Немецкие мастера этого времени имели особенную склонность к идиллическим сценам. В картине неизвестного рейнского мастера начала XV века «Райский сад» (Франкфурт) представлена усеянная цветами лужайка, играющие младенцы и заснувший под деревом золотоволосый ангел. Эмалевые краски, среди которых особенной чистотой и звонкостью отличается небесно-лазурная, сплошь заливают картину. Такой безоблачной поэзии не найти даже в нидерландской живописи. В конце XV века в работах австрийского живописца Фрюауфа большую роль приобретают картины местной природы. В пейзаже проявляют себя наиболее сильные стороны немецкой школы. Но в тех случаях, когда страстность чувства ослабевает, немецкие художники легко впадают в чувствительность, порой даже в манерную слащавость; в частности этим грешит кельнский мастер Стефан Лохнер (ум. 1451), создатель образа круглолицей безмятежной Марии.
В конце XV века в Германии выступает ряд крупных мастеров скульптуры. Рименшнейдер (около 1461–1531) и Фейт Штосс (около 1447–1533) безупречно владеют резьбой по дереву; изломанные складки одежды повышают беспокойное движение их фигур. Особенной силы выражения достигает Рименшнейдер в своих надгробиях, в старческих, морщинистых лицах с их проникновенным взглядом (Рудольф Шеренберг, Вюрцбург, 1496–1499). В большинстве резных деревянных алтарей замечается исконное пристрастие немецкого искусства к дробному, порой мелочному узору линий.

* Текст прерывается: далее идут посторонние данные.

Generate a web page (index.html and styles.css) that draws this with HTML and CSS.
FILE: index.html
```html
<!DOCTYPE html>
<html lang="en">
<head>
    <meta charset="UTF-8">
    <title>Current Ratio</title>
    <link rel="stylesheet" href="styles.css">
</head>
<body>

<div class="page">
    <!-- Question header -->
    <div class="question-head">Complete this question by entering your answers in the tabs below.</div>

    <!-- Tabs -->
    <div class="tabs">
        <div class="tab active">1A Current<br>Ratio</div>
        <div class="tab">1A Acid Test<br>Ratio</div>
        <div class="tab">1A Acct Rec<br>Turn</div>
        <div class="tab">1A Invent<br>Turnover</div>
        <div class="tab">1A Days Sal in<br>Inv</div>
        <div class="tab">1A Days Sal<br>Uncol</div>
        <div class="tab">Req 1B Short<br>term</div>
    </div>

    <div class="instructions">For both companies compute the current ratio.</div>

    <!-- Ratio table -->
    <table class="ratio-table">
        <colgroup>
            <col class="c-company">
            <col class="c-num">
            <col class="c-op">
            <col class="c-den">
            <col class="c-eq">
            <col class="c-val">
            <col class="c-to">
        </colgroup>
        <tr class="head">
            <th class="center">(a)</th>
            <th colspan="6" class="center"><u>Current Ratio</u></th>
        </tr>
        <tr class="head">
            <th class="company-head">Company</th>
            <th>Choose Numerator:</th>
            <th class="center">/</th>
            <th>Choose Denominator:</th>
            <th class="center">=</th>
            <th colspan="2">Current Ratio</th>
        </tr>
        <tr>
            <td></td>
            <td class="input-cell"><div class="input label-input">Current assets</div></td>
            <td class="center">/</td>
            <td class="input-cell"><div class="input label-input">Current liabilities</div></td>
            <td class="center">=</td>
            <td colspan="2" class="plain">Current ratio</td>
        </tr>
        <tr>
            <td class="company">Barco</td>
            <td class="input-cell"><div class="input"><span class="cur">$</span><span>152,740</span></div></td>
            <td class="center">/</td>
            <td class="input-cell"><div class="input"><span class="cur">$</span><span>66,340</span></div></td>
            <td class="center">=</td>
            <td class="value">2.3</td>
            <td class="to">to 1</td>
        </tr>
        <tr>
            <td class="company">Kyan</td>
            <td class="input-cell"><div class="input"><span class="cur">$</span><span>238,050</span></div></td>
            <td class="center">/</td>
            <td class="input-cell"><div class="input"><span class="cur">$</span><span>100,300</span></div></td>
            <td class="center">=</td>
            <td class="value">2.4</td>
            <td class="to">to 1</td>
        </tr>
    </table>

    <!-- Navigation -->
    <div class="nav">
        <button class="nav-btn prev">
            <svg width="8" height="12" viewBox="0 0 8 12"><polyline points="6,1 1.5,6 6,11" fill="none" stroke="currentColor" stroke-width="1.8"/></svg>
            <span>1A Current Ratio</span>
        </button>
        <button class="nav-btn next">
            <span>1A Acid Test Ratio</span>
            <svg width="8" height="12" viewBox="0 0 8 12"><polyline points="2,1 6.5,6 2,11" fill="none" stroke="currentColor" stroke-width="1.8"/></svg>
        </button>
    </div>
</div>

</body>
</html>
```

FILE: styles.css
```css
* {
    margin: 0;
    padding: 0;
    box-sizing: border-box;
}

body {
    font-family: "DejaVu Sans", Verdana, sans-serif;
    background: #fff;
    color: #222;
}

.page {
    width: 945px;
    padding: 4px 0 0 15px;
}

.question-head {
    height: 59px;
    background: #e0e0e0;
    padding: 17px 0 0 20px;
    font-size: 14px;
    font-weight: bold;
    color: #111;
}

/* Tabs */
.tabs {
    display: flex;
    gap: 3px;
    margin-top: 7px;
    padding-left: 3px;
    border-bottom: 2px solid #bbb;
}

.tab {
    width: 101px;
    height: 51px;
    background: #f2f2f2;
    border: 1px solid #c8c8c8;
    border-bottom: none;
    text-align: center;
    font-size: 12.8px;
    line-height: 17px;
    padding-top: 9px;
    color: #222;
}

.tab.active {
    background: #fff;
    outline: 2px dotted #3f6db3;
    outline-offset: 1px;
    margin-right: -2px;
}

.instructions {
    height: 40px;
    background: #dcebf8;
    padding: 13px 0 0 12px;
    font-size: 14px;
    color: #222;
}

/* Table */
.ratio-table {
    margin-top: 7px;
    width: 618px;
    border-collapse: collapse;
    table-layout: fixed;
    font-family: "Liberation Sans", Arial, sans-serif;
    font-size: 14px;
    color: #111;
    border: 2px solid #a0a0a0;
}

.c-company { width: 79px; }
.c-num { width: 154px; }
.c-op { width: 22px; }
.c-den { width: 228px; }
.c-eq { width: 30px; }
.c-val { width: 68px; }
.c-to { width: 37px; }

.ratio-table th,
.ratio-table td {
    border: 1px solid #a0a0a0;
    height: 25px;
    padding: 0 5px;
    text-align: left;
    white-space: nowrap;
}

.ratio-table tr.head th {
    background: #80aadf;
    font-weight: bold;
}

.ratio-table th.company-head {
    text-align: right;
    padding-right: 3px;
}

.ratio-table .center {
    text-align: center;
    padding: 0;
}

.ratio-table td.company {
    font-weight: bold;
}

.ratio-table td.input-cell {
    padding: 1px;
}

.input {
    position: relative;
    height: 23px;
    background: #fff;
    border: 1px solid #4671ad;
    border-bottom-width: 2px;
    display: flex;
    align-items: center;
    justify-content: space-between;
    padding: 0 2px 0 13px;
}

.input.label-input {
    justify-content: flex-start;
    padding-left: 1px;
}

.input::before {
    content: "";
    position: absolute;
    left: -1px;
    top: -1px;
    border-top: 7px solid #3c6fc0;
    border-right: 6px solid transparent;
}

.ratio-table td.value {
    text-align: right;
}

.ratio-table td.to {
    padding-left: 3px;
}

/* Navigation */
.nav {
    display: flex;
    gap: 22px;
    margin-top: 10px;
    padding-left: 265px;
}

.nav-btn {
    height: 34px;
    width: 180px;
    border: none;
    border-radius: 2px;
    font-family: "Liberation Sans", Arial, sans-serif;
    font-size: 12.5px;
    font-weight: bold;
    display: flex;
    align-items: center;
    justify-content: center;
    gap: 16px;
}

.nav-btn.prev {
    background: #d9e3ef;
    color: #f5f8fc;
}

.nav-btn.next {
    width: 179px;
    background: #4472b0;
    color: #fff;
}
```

В конце XV века выступает крупнейший из немецких художников этого времени Мартин Шонгауер (около 1445–1491). Он испытал влияние нидерландской живописи, но сохранил вполне самостоятельный характер немецкого мастера. В своих живописных и гравюрных изображениях Марии он сочетает глубокую задушевность и теплоту чувства с ясностью и простотой пластического выражения. В превосходном листе «Искушение св. Антония» даже фантастические животные и страшилища выглядят художественно претворенными, так как подчинены безупречно ясной композиции. Особенной силы выражения достигает Шонгауер в серии гравюр на меди, в частности в «Страстях», где, пользуясь перекрестной штриховкой, он добивается богатой и тонкой светотеневой лепки. Хотя сам Шонгауер должен быть признан вполне зрелым и самостоятельным мастером и хотя он оказал большое влияние на дальнейшие судьбы немецкого искусства, художественные достижения XV века образуют всего лишь преддверие к расцвету немецкого Возрождения.

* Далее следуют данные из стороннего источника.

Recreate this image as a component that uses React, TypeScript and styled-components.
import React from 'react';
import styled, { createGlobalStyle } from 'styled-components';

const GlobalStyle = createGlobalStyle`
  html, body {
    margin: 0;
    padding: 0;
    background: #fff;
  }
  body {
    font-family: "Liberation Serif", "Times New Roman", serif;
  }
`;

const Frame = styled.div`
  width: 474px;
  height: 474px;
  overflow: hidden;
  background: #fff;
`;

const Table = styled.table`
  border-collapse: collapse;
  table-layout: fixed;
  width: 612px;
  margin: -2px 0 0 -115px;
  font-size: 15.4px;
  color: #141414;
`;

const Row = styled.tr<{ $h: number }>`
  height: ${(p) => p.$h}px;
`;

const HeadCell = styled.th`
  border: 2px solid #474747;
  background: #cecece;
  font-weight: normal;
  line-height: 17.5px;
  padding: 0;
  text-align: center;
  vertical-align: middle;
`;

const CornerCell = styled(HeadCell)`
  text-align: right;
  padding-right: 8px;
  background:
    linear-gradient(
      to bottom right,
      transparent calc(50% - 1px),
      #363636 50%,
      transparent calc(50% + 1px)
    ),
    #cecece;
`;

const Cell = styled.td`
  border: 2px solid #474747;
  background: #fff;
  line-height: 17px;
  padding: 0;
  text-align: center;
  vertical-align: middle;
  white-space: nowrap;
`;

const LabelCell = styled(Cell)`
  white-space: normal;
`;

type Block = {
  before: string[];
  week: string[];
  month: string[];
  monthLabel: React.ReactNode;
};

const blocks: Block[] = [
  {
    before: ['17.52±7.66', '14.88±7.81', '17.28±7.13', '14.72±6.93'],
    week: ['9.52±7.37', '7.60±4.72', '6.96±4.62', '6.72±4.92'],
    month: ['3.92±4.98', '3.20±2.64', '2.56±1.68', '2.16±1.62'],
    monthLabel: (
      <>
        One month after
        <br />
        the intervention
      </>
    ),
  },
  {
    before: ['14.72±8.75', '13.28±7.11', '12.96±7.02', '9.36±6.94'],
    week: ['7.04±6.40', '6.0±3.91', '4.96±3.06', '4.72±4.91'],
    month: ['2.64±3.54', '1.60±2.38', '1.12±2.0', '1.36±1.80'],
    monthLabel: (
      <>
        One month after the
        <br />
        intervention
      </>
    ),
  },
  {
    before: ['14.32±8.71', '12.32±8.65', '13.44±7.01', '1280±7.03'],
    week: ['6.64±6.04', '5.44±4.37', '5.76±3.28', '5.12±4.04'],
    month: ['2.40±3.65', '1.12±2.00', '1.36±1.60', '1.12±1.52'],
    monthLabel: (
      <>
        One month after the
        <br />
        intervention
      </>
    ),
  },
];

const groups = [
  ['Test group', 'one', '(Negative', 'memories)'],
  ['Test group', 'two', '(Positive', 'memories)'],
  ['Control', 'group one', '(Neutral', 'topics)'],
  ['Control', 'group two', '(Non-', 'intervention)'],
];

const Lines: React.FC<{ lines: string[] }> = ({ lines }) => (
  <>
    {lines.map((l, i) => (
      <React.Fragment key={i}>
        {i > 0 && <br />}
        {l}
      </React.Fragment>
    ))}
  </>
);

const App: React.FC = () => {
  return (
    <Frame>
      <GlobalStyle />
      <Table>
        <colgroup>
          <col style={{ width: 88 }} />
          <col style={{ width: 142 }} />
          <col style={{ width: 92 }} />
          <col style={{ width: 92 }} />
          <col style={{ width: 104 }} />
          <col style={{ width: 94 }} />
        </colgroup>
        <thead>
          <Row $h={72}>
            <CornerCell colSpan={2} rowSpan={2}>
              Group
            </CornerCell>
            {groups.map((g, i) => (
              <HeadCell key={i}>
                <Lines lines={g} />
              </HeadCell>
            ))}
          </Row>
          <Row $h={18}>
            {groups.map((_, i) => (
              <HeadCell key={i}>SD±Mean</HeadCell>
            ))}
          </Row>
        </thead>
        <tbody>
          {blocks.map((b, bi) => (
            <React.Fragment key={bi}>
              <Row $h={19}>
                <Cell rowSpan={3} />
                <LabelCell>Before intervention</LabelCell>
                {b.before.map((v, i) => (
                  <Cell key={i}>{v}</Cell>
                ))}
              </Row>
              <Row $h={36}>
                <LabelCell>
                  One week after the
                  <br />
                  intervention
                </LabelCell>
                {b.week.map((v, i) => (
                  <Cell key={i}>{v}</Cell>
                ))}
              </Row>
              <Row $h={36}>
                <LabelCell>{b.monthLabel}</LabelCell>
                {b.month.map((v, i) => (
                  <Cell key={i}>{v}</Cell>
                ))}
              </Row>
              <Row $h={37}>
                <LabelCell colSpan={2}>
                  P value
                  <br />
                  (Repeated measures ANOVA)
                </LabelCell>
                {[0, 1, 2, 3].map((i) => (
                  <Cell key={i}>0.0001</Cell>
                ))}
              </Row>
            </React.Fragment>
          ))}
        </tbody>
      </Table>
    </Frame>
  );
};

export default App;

В XVI веке Германия быстрыми шагами выдвигается на одно из первых мест среди других европейских стран. Богатые залежи руды в Южной Германии помогли развитию производства. В старых торгово-ремесленных городах, как Нюрнберг и Аугсбург, возникают крупные торговые предприятия; особенно славились своими международными связями крупнейшие капиталисты Европы — Фуггеры. Передовые слои в городах с жадностью усваивают основы итальянского гуманизма.
Был» бы ошибочно объяснять все новое в немецком искусстве этого времени только влияниями итальянского Возрождения. Немецкая культура сама была в те годы достаточно творческой и самостоятельной. Но несомненно, что многолетний опыт итальянского гуманизма помог немецкой культуре в ее движении вперед. В начале XVI века в немецких деревнях усиливается борьба дворянства с крупными феодалами-князьями, поднимается крестьянское восстание. Борьба классов сопровождалась борьбой мировоззрений, религиозными распрями католиков и протестантов. Стремление к проявлению личности в религии было свойственно еще мистикам средневековья. Многие еретики учили, что человек, не нуждаясь в посредничестве церкви, приходит в соприкосновение с божеством. Но в отличие от средневековых ересей реформация более настойчиво отстаивала ценность земного, призывала каждого человека следовать своему призванию, «служить богу» в своей земной деятельности. Искусство оказалось в Германии втянутым в водоворот крестьянской освободительной борьбы, как ни в одной другой западноевропейской стране начала XVI века. В Германии развивается политическая графика: листовки, памфлеты, карикатуры стали могучим орудием борьбы. Большое искусство не осталось в стороне от этого движения.